*THE REQUEST*.
From the records, pick out and copy each line containing "this".

*DATASET*.
▼

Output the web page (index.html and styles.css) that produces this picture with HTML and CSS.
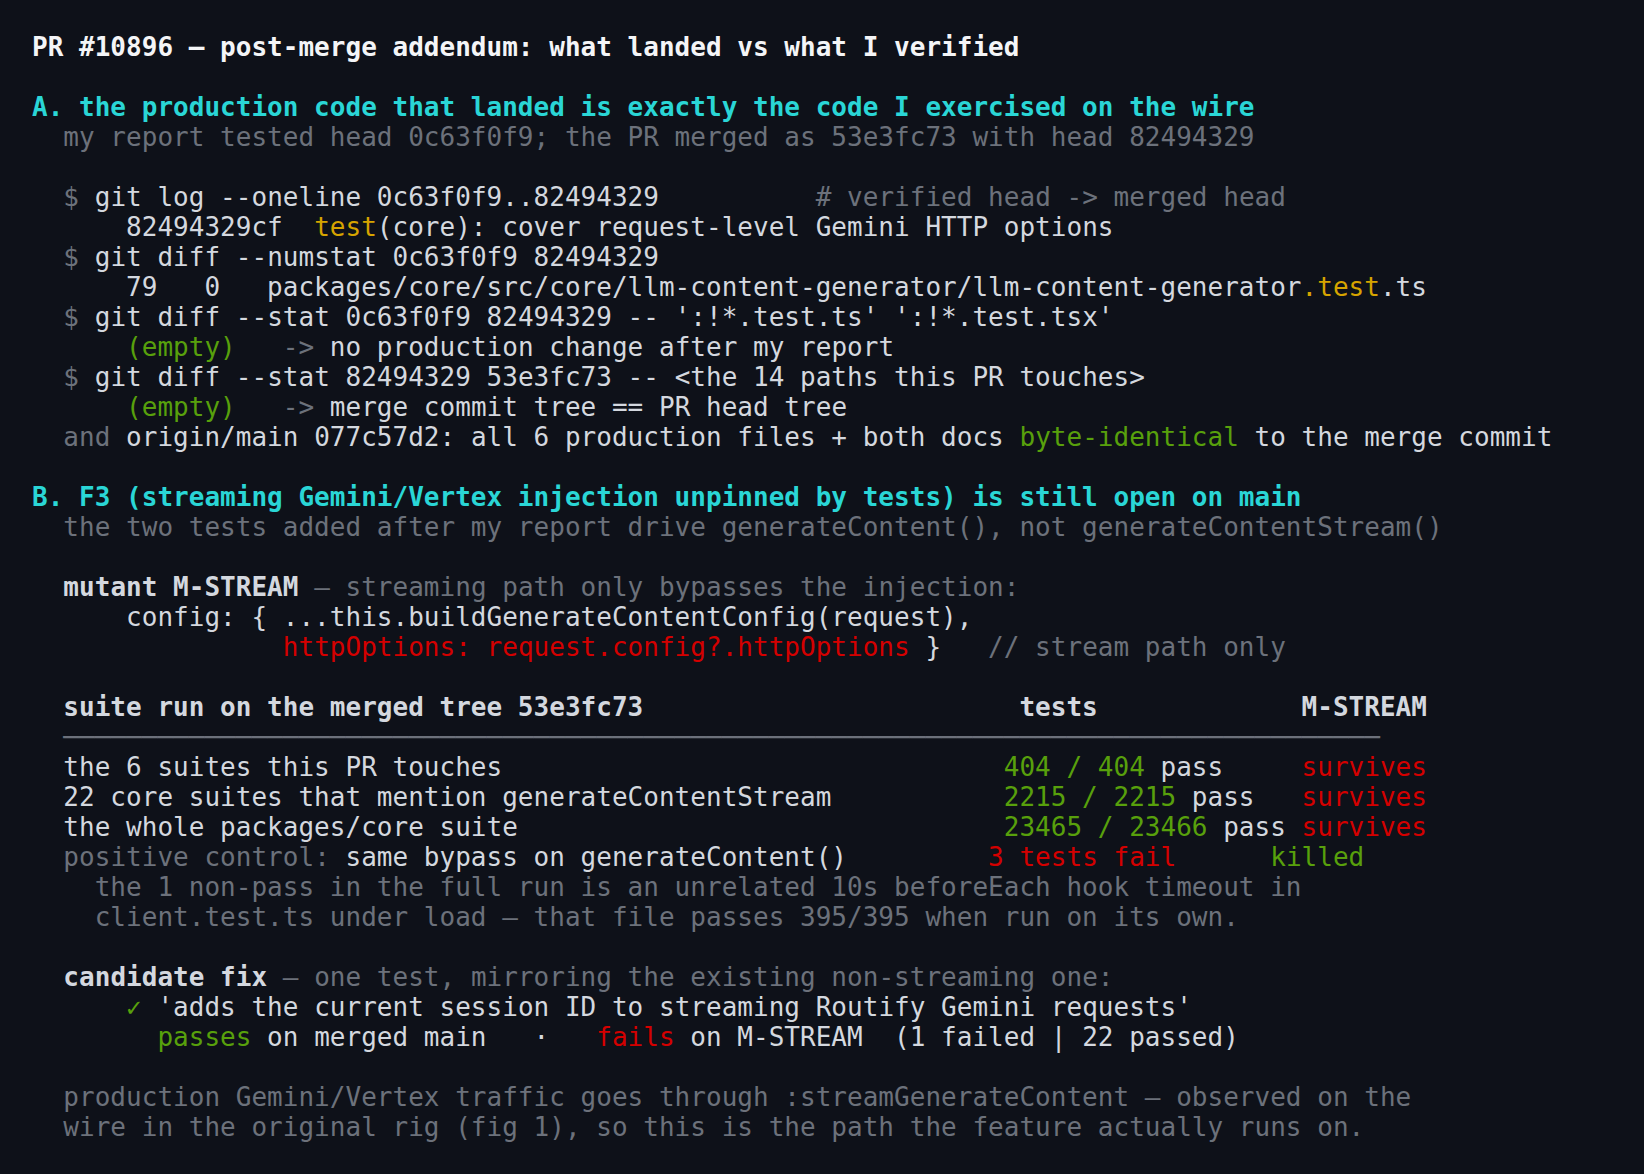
FILE: index.html
```html
<!DOCTYPE html>
<html>
<head>
<meta charset="utf-8">
<link rel="stylesheet" href="styles.css">
</head>
<body>
<main class="term">
<div class="ln b wh">PR #10896 — post-merge addendum: what landed vs what I verified</div>
<div class="ln"> </div>
<div class="ln b cy">A. the production code that landed is exactly the code I exercised on the wire</div>
<div class="ln dim">  my report tested head 0c63f0f9; the PR merged as 53e3fc73 with head 82494329</div>
<div class="ln"> </div>
<div class="ln">  <span class="dim">$</span> git log --oneline 0c63f0f9..82494329          <span class="dim"># verified head -&gt; merged head</span></div>
<div class="ln">      82494329cf  <span class="ye">test</span>(core): cover request-level Gemini HTTP options</div>
<div class="ln">  <span class="dim">$</span> git diff --numstat 0c63f0f9 82494329</div>
<div class="ln">      79   0   packages/core/src/core/llm-content-generator/llm-content-generator<span class="ye">.test</span>.ts</div>
<div class="ln">  <span class="dim">$</span> git diff --stat 0c63f0f9 82494329 -- ':!*.test.ts' ':!*.test.tsx'</div>
<div class="ln">      <span class="gr">(empty)</span>   <span class="dim">-&gt;</span> no production change after my report</div>
<div class="ln">  <span class="dim">$</span> git diff --stat 82494329 53e3fc73 -- &lt;the 14 paths this PR touches&gt;</div>
<div class="ln">      <span class="gr">(empty)</span>   <span class="dim">-&gt;</span> merge commit tree == PR head tree</div>
<div class="ln">  <span class="dim">and</span> origin/main 077c57d2: all 6 production files + both docs <span class="gr">byte-identical</span> to the merge commit</div>
<div class="ln"> </div>
<div class="ln b cy">B. F3 (streaming Gemini/Vertex injection unpinned by tests) is still open on main</div>
<div class="ln dim">  the two tests added after my report drive generateContent(), not generateContentStream()</div>
<div class="ln"> </div>
<div class="ln">  <span class="b">mutant M-STREAM</span><span class="dim"> — streaming path only bypasses the injection:</span></div>
<div class="ln">      config: { ...this.buildGenerateContentConfig(request),</div>
<div class="ln">                <span class="re">httpOptions: request.config?.httpOptions</span> }   <span class="dim">// stream path only</span></div>
<div class="ln"> </div>
<div class="ln b">  suite run on the merged tree 53e3fc73                        tests             M-STREAM</div>
<div class="ln rule">  ────────────────────────────────────────────────────────────────────────────────────</div>
<div class="ln">  the 6 suites this PR touches                                <span class="gr">404 / 404</span> pass     <span class="re">survives</span></div>
<div class="ln">  22 core suites that mention generateContentStream           <span class="gr">2215 / 2215</span> pass   <span class="re">survives</span></div>
<div class="ln">  the whole packages/core suite                               <span class="gr">23465 / 23466</span> pass <span class="re">survives</span></div>
<div class="ln">  <span class="dim">positive control:</span> same bypass on generateContent()         <span class="re">3 tests fail</span>      <span class="gr">killed</span></div>
<div class="ln dim">    the 1 non-pass in the full run is an unrelated 10s beforeEach hook timeout in</div>
<div class="ln dim">    client.test.ts under load — that file passes 395/395 when run on its own.</div>
<div class="ln"> </div>
<div class="ln">  <span class="b">candidate fix</span><span class="dim"> — one test, mirroring the existing non-streaming one:</span></div>
<div class="ln">      <span class="gr">✓</span> 'adds the current session ID to streaming Routify Gemini requests'</div>
<div class="ln">        <span class="gr">passes</span> on merged main   ·   <span class="re">fails</span> on M-STREAM  (1 failed | 22 passed)</div>
<div class="ln"> </div>
<div class="ln dim">  production Gemini/Vertex traffic goes through :streamGenerateContent — observed on the</div>
<div class="ln dim">  wire in the original rig (fig 1), so this is the path the feature actually runs on.</div>
</main>
</body>
</html>
```

FILE: styles.css
```css
html, body {
  margin: 0;
  padding: 0;
  background: #0e1119;
}
body {
  width: 1644px;
  height: 1174px;
  overflow: hidden;
}
.term {
  display: flex;
  flex-direction: column;
  padding: 32px 0 0 32px;
  font-family: "DejaVu Sans Mono", "Liberation Mono", monospace;
  font-size: 26px;
  line-height: 30px;
  letter-spacing: 0.02px;
  color: #d4d8df;
}
.ln {
  white-space: pre;
  height: 30px;
}
.b { font-weight: bold; }
.wh { color: #f4f5f7; }
.cy { color: #2ad6d6; }
.dim { color: #6c717b; }
.ye { color: #d6a400; }
.gr { color: #58a00c; }
.re { color: #d40000; }
.rule { color: #6c717b; }
```
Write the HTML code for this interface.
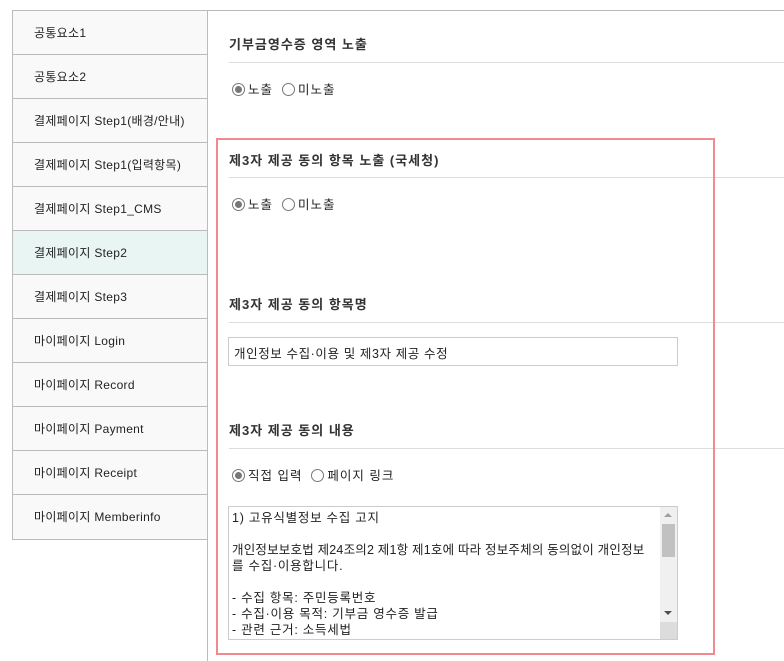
<!DOCTYPE html>
<html><head><meta charset="utf-8"><style>
*{margin:0;padding:0;box-sizing:border-box}
body{width:784px;height:661px;background:#fff;font-family:"Liberation Sans","Noto Sans CJK KR",sans-serif;font-size:12px;color:#222;position:relative;overflow:hidden;letter-spacing:0.6px}
.a{position:absolute}
.side{left:12px;top:10px;width:196px;border:1px solid #bbb;border-right:none}
.side div{height:44px;line-height:44px;padding-left:21px;background:#f9f9f9;border-bottom:1px solid #bbb;letter-spacing:0.3px}
.side div.on{background:#e9f5f2}
.side div:last-child{border-bottom:none}
.h{font-size:13px;font-weight:bold;color:#333;letter-spacing:1px}
.ln{height:1px;background:#ddd;left:229px;width:555px}
.r{display:inline-block;width:13px;height:13px;border:1px solid #777;border-radius:50%;vertical-align:-2px;position:relative;background:#fff;margin-right:3px}
.r.c::after{content:"";position:absolute;left:2px;top:2px;width:7px;height:7px;border-radius:50%;background:#777}
.rad{left:232px;font-size:12.5px;letter-spacing:1px}
</style></head><body>
<div class="a" style="left:12px;top:10px;width:772px;height:1px;background:#bbb"></div>
<div class="a side">
<div>공통요소1</div><div>공통요소2</div><div>결제페이지 Step1(배경/안내)</div><div>결제페이지 Step1(입력항목)</div><div>결제페이지 Step1_CMS</div><div class="on">결제페이지 Step2</div><div>결제페이지 Step3</div><div>마이페이지 Login</div><div>마이페이지 Record</div><div>마이페이지 Payment</div><div>마이페이지 Receipt</div><div>마이페이지 Memberinfo</div>
</div>
<div class="a" style="left:207px;top:10px;width:1px;height:651px;background:#bbb"></div>
<div class="a h" style="left:229px;top:34px">기부금영수증 영역 노출</div>
<div class="a ln" style="top:62px"></div>
<div class="a rad" style="top:79px"><span class="r c"></span>노출 &nbsp;<span class="r"></span>미노출</div>
<div class="a h" style="left:229px;top:150px">제3자 제공 동의 항목 노출 (국세청)</div>
<div class="a ln" style="top:177px"></div>
<div class="a rad" style="top:194px"><span class="r c"></span>노출 &nbsp;<span class="r"></span>미노출</div>
<div class="a h" style="left:229px;top:294px">제3자 제공 동의 항목명</div>
<div class="a ln" style="top:322px"></div>
<div class="a" style="left:228px;top:337px;width:450px;height:29px;border:1px solid #ccc;padding:5px 5px;font-size:12.5px">개인정보 수집·이용 및 제3자 제공 수정</div>
<div class="a h" style="left:229px;top:420px">제3자 제공 동의 내용</div>
<div class="a ln" style="top:448px"></div>
<div class="a rad" style="top:465px"><span class="r c"></span>직접 입력 &nbsp;<span class="r"></span>페이지 링크</div>
<div class="a" style="left:216px;top:138px;width:499px;height:517px;border:2px solid #f08a8e"></div>
<div class="a" style="left:228px;top:506px;width:450px;height:134px;border:1px solid #ccc;overflow:hidden;background:#fff">
<div style="padding:3px 0 0 3px;font-size:12.5px;line-height:16px;letter-spacing:0.75px;white-space:nowrap">1) 고유식별정보 수집 고지<br><br><span style="letter-spacing:0.2px">개인정보보호법 제24조의2 제1항 제1호에 따라 정보주체의 동의없이 개인정보</span><br>를 수집·이용합니다.<br><br>- 수집 항목: 주민등록번호<br>- 수집·이용 목적: 기부금 영수증 발급<br>- 관련 근거: 소득세법</div>
<div class="a" style="right:0;top:0;width:17px;height:132px;background:#f0f0f0">
<div class="a" style="left:4px;top:6px;border:4px solid transparent;border-bottom:4px solid #a0a0a0;border-top:none"></div>
<div class="a" style="left:2px;top:17px;width:13px;height:33px;background:#c1c1c1"></div>
<div class="a" style="left:4px;top:104px;border:4px solid transparent;border-top:4px solid #505050;border-bottom:none"></div>
<div class="a" style="left:0;top:115px;width:17px;height:17px;background:#dcdcdc"></div>
</div>
</div>
</body></html>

▲

*OUTPUT*.
Output the web page (index.html and styles.css) that produces this picture with HTML and CSS.
<div class="ln">  <span class="dim">$</span> git diff --stat 82494329 53e3fc73 -- &lt;the 14 paths this PR touches&gt;</div>
<div class="ln">      config: { ...this.buildGenerateContentConfig(request),</div>
<div class="ln">  the 6 suites this PR touches                                <span class="gr">404 / 404</span> pass     <span class="re">survives</span></div>
<div class="ln dim">  wire in the original rig (fig 1), so this is the path the feature actually runs on.</div>
Write the HTML code for this interface.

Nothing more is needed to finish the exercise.